Philbeach Gardens is a communal garden square in the Earl's Court district of the Royal Borough of Kensington and Chelsea.

The communal garden at the centre of the development is 0.9815 ha in size and was previously the site of tennis club and courts.

The square was developed on the site of the 190 acre Earl's Court Farm, which had been farmed by the descendants of Samuel Hutchins since 1720.

The development is named after Philbeach, a village in the Pembrokeshire parish of Marloes on the west coast of Wales. The 1st Baron Kensington, William Edwardes, had married Elizabeth Warren of Longbridge, Pembrokeshire and their only son became the 2nd Baron Kensington. The precarious finances of the 2nd and 3rd Baron Kensington precluded the development of the estate until the late 19th century.
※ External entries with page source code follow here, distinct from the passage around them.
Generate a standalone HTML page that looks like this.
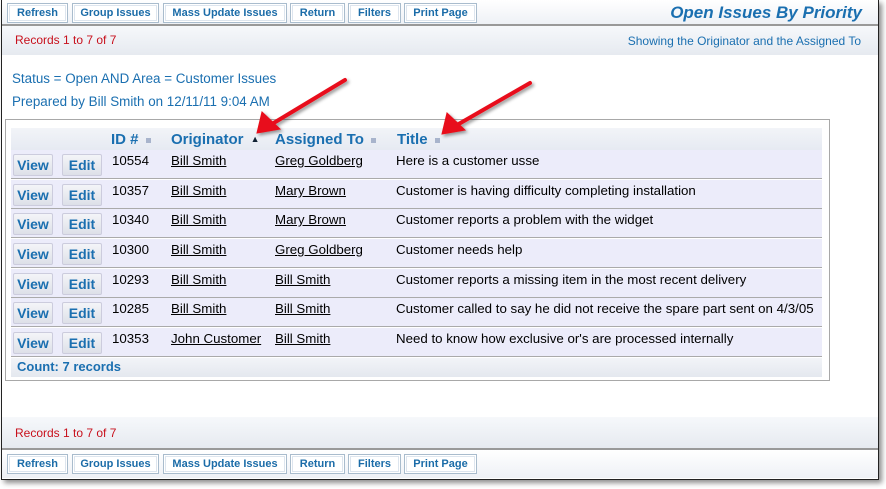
<!DOCTYPE html>
<html><head><style>
*{margin:0;padding:0;box-sizing:border-box}
body{width:886px;height:489px;background:#fff;font-family:"Liberation Sans",Arial,sans-serif;position:relative;overflow:hidden}
.frame{position:absolute;left:1px;top:0;width:878px;height:480px;border:1px solid #222;border-top:none;background:#fff;box-shadow:3px 3px 5px rgba(0,0,0,.45)}
.tb{position:absolute;left:0;height:26px;width:100%;background:linear-gradient(#fff,#eef1f6)}
.btn{position:absolute;top:3px;height:20px;border:1px solid #a9bccd;background:#fff;outline:1px solid #dde5ee;outline-offset:-3px;color:#1b6ca8;font-weight:bold;font-size:11px;text-align:center;line-height:18px}
.band{position:absolute;left:0;width:100%;background:linear-gradient(#f6f8fb,#e6eaf0)}
.red{color:#c8101c;font-size:12px;position:absolute;left:13px}
.blue{color:#1a6fb0;font-size:13.4px;position:absolute;left:10px}
.box{position:absolute;left:5px;top:119px;width:825px;height:262px;border:1px solid #a8a8a8}
.hdr{position:absolute;left:11px;top:128px;width:811px;height:22px;background:linear-gradient(#f2f4f8,#e6eaf2)}
.h{position:absolute;top:131px;color:#1a6fb0;font-weight:bold;font-size:15px}
.sq{display:inline-block;width:5px;height:5px;background:#a8b4cc;margin-left:7px;vertical-align:middle}
.row{position:absolute;left:11px;width:811px;height:29px;background:#ececfa;border-bottom:1px solid #aaa}
.row span{position:absolute;top:3px;font-size:13.3px;color:#000}
.row u{text-decoration:underline}
.vb{position:absolute;top:4px;height:22px;border:1px solid #ccd;border-radius:2px;background:linear-gradient(#f4f5f8,#dde0e8);color:#1a6fb0;font-weight:bold;font-size:14px;text-align:center;line-height:20px}
</style></head><body>
<div class="frame">
 <div class="tb" style="top:0;border-bottom:2px solid #999"></div>
 <div class="band" style="top:26px;height:29px"></div>
 <div class="red" style="top:33px">Records 1 to 7 of 7</div>
 <div style="position:absolute;right:16px;top:3px;color:#1a6fb0;font-weight:bold;font-style:italic;font-size:17px">Open Issues By Priority</div>
 <div style="position:absolute;right:17px;top:34px;color:#1a6fb0;font-size:12px">Showing the Originator and the Assigned To</div>
 <div class="blue" style="top:71px">Status = Open AND Area = Customer Issues</div>
 <div class="blue" style="top:94px">Prepared by Bill Smith on 12/11/11 9:04 AM</div>
 <div class="band" style="top:417px;height:33px;border-bottom:2px solid #999"></div>
 <div class="red" style="top:426px">Records 1 to 7 of 7</div>
 <div class="tb" style="top:450px;height:28px"></div>
</div>
<div class="btn" style="left:7px;width:61px">Refresh</div>
<div class="btn" style="left:72px;width:87px">Group Issues</div>
<div class="btn" style="left:163px;width:124px">Mass Update Issues</div>
<div class="btn" style="left:290px;width:55px">Return</div>
<div class="btn" style="left:348px;width:53px">Filters</div>
<div class="btn" style="left:404px;width:73px">Print Page</div>
<div class="btn" style="left:7px;top:454px;width:61px">Refresh</div>
<div class="btn" style="left:72px;top:454px;width:87px">Group Issues</div>
<div class="btn" style="left:163px;top:454px;width:124px">Mass Update Issues</div>
<div class="btn" style="left:290px;top:454px;width:55px">Return</div>
<div class="btn" style="left:348px;top:454px;width:53px">Filters</div>
<div class="btn" style="left:404px;top:454px;width:73px">Print Page</div>

<div class="box"></div>
<div class="hdr"></div>
<div class="h" style="left:111px">ID #<span class="sq"></span></div>
<div class="h" style="left:171px">Originator <span style="font-size:9px;color:#123;margin-left:3px;vertical-align:2px">▲</span></div>
<div class="h" style="left:275px">Assigned To<span class="sq"></span></div>
<div class="h" style="left:397px">Title<span class="sq"></span></div>

<div class="row" style="top:150px"><div class="vb" style="left:2px;width:40px">View</div><div class="vb" style="left:51px;width:40px">Edit</div><span style="left:101px">10554</span><span style="left:160px"><u>Bill Smith</u></span><span style="left:264px"><u>Greg Goldberg</u></span><span style="left:385px">Here is a customer usse</span></div>
<div class="row" style="top:180px"><div class="vb" style="left:2px;width:40px">View</div><div class="vb" style="left:51px;width:40px">Edit</div><span style="left:101px">10357</span><span style="left:160px"><u>Bill Smith</u></span><span style="left:264px"><u>Mary Brown</u></span><span style="left:385px">Customer is having difficulty completing installation</span></div>
<div class="row" style="top:209px"><div class="vb" style="left:2px;width:40px">View</div><div class="vb" style="left:51px;width:40px">Edit</div><span style="left:101px">10340</span><span style="left:160px"><u>Bill Smith</u></span><span style="left:264px"><u>Mary Brown</u></span><span style="left:385px">Customer reports a problem with the widget</span></div>
<div class="row" style="top:239px"><div class="vb" style="left:2px;width:40px">View</div><div class="vb" style="left:51px;width:40px">Edit</div><span style="left:101px">10300</span><span style="left:160px"><u>Bill Smith</u></span><span style="left:264px"><u>Greg Goldberg</u></span><span style="left:385px">Customer needs help</span></div>
<div class="row" style="top:269px"><div class="vb" style="left:2px;width:40px">View</div><div class="vb" style="left:51px;width:40px">Edit</div><span style="left:101px">10293</span><span style="left:160px"><u>Bill Smith</u></span><span style="left:264px"><u>Bill Smith</u></span><span style="left:385px">Customer reports a missing item in the most recent delivery</span></div>
<div class="row" style="top:298px"><div class="vb" style="left:2px;width:40px">View</div><div class="vb" style="left:51px;width:40px">Edit</div><span style="left:101px">10285</span><span style="left:160px"><u>Bill Smith</u></span><span style="left:264px"><u>Bill Smith</u></span><span style="left:385px">Customer called to say he did not receive the spare part sent on 4/3/05</span></div>
<div class="row" style="top:328px"><div class="vb" style="left:2px;width:40px">View</div><div class="vb" style="left:51px;width:40px">Edit</div><span style="left:101px">10353</span><span style="left:160px"><u>John Customer</u></span><span style="left:264px"><u>Bill Smith</u></span><span style="left:385px">Need to know how exclusive or's are processed internally</span></div>
<div style="position:absolute;left:11px;top:358px;width:811px;height:19px;background:linear-gradient(#f2f4f8,#e4e8ef)"></div>
<div style="position:absolute;left:17px;top:359px;color:#1a6fb0;font-weight:bold;font-size:13px">Count: 7 records</div>

<svg style="position:absolute;left:0;top:0" width="886" height="489">
<defs><filter id="s"><feDropShadow dx="2" dy="2" stdDeviation="1.5" flood-opacity=".4"/></filter></defs>
<g fill="#e8101a" stroke="#e8101a" filter="url(#s)">
<line x1="345" y1="80" x2="272" y2="124" stroke-width="4" stroke-linecap="round"/>
<polygon points="257,133 262,112 280,129"/>
<line x1="530" y1="83" x2="457" y2="125" stroke-width="4" stroke-linecap="round"/>
<polygon points="442,134 447,113 465,130"/>
</g></svg>
</body></html>
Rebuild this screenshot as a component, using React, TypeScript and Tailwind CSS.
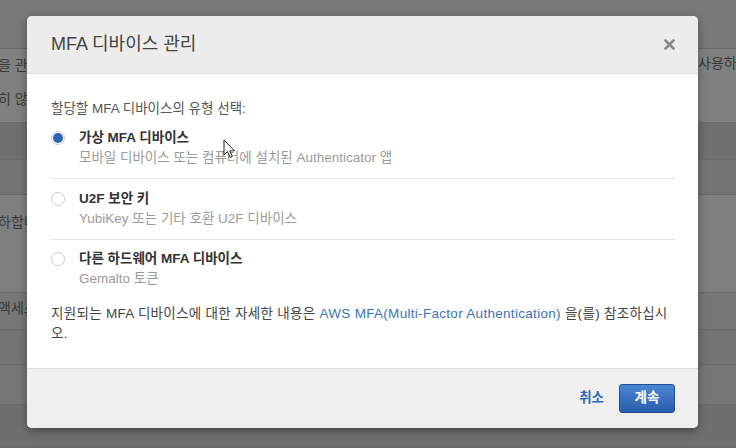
import React from "react";

// Background page rows (dimmed by the modal overlay)
const ROWS = [
  { h: 49, bg: "bg-[#787878]", pt: "pt-[7px]", left: "", right: "" },
  { h: 74, bg: "bg-[#808080]", pt: "pt-[6px]", left: "을 관리", right: "사용하십시오", left2: "히 않" },
  { h: 37, bg: "bg-[#6f6f6f]", pt: "pt-[7px]", left: "", right: "" },
  { h: 35, bg: "bg-[#747474]", pt: "pt-[7px]", left: "", right: "" },
  { h: 98, bg: "bg-[#7f7f7f]", pt: "pt-[17px]", left: "하합니다", right: "" },
  { h: 37, bg: "bg-[#767676]", pt: "pt-[5px]", left: "액세스", right: "" },
  { h: 35, bg: "bg-[#737373]", pt: "pt-[7px]", left: "", right: "" },
  { h: 40, bg: "bg-[#767676]", pt: "pt-[7px]", left: "", right: "" },
  { h: 43, bg: "bg-[#6e6e6e]", pt: "pt-[7px]", left: "", right: "" },
];

function Radio({ checked }: { checked?: boolean }) {
  return (
    <span className="mt-[3px] flex h-[14px] w-[14px] shrink-0 items-center justify-center rounded-full border border-[#c9c9c9] bg-white">
      {checked && <span className="h-[10px] w-[10px] rounded-full bg-[#2b63b6]" />}
    </span>
  );
}

function Option({ checked, label, desc }: { checked?: boolean; label: string; desc: string }) {
  return (
    <div className="flex gap-[14px]">
      <Radio checked={checked} />
      <div className="leading-[20px]">
        <div className="font-bold text-[#333]">{label}</div>
        <div className="text-[#9a9a9a]">{desc}</div>
      </div>
    </div>
  );
}

export default function App() {
  return (
    <div className="relative h-[448px] w-full overflow-hidden font-['Liberation_Sans','Noto_Sans_CJK_KR',sans-serif] text-[13.5px]">
      {/* dimmed page behind */}
      <div className="flex flex-col">
        {ROWS.map((r, i) => (
          <div
            key={i}
            style={{ height: r.h }}
            className={`${r.bg} relative flex justify-between border-b border-[#6a6a6a] text-[14px] text-[#3a3a3a]`}
          >
            <div className={`-ml-[2px] flex flex-col leading-[20px] ${r.pt}`}>
              {r.left && <span>{r.left}</span>}
              {r.left2 && <span className="mt-[14px]">{r.left2}</span>}
            </div>
            <div className="w-[38px] whitespace-nowrap pt-[4px] leading-[20px]">{r.right}</div>
          </div>
        ))}
      </div>

      {/* modal */}
      <div className="absolute left-[27px] top-[16px] w-[671px] overflow-hidden rounded-[5px] bg-white shadow-[0_3px_8px_rgba(0,0,0,0.35)]">
        <div className="flex h-[58px] items-center justify-between border-b border-[#dcdcdc] bg-[#ececec] pl-6 pr-[23px]">
          <h2 className="text-[18px] text-[#444]">MFA 디바이스 관리</h2>
          <svg width="11" height="11" viewBox="0 0 11 11">
            <path d="M1.5 1.5 L9.5 9.5 M9.5 1.5 L1.5 9.5" stroke="#8a8a8a" strokeWidth="2.6" strokeLinecap="round" />
          </svg>
        </div>

        <div className="pb-[24px] pl-6 pr-[23px] pt-[25px] text-[#555]">
          <p className="leading-[20px]">할당할 MFA 디바이스의 유형 선택:</p>
          <div className="mt-[9px] flex flex-col">
            <div className="border-b border-[#e3e3e3] pb-[10px]">
              <Option checked label="가상 MFA 디바이스" desc="모바일 디바이스 또는 컴퓨터에 설치된 Authenticator 앱" />
            </div>
            <div className="border-b border-[#e3e3e3] pb-[10px] pt-[10px]">
              <Option label="U2F 보안 키" desc="YubiKey 또는 기타 호환 U2F 디바이스" />
            </div>
            <div className="pt-[9px]">
              <Option label="다른 하드웨어 MFA 디바이스" desc="Gemalto 토큰" />
            </div>
          </div>
          <p className="mt-[15px] leading-[20px] tracking-[0.3px] text-[#444]">
            지원되는 MFA 디바이스에 대한 자세한 내용은{" "}
            <a className="text-[#3b73b9]">AWS MFA(Multi-Factor Authentication)</a> 을(를) 참조하십시
            <br />
            오.
          </p>
        </div>

        <div className="flex h-[60px] items-center justify-end gap-[15px] border-t border-[#dedede] bg-[#efefef] pr-[23px]">
          <a className="font-bold text-[#2f6bb3]">취소</a>
          <button className="h-[29px] w-[56px] rounded-[3px] border border-[#1f4f96] bg-gradient-to-b from-[#4a86d3] to-[#2a5eac] font-bold text-white">
            계속
          </button>
        </div>
      </div>

      {/* mouse cursor */}
      <svg className="absolute left-[223px] top-[139px]" width="13" height="20" viewBox="0 0 13 20">
        <path d="M1 1 L1 16 L4.5 12.5 L7 18.5 L9.2 17.6 L6.8 11.8 L11.5 11.8 Z" fill="#fff" stroke="#222" strokeWidth="1" strokeLinejoin="round" />
      </svg>
    </div>
  );
}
In 1875 an application was made to the Metropolitan Board of Works by Martin Stutely the surveyor of Lord Kensington's estates, to create the roadway of Philbeach Gardens. The builder George Mineard began building by 1876. Mineard's previous developments had included Cluny Mews and parts of Warwick Road.

1-31, 64-73 and 89-110 Philbeach Gardens had been built by 1882, in the Italianate style. 88 Philbeach Gardens was built in the red-brick Domestic Revival style which was used for the rest of the development. It is the only double fronted house in Philbeach Gardens.

The average price of a property in Philbeach Gardens was £720,000 in 2020.

The musician Michael Howard rented a maisonette in a "decayed terrace" in Philbeach Gardens in the late 1940s. Mario Vargas Llosa lived in Philbeach Gardens in 1967.

St Cuthbert's, Earls Court is located at No. 50 Philbeach Gardens.

Michael McNay, writing in his Hidden Treasures of London describes Philbeach Gardens as a "big crescent embracing impressive parkland".

The civil servant and inventor Henry Cole first rented in Philbeach Gardens and then later bought a property there. Cole was attracted to the area because of his concern with the danger of sewer gas, having been impressed by builder George Mineard's ventilation system to mitigate the dangers of gas. Mineard and Cole established the "Fifth of November Club" which held firework displays from the gardens.

An armed siege took place on Philbeach Gardens between 20 and 22 March 1985. The perpetrator, James Alexander Baigrie, had escaped from prison in Edinburgh where he was serving a life sentence for murder. Baigrie killed himself with a sawn off shotgun in the van after a siege lasting 44 hours.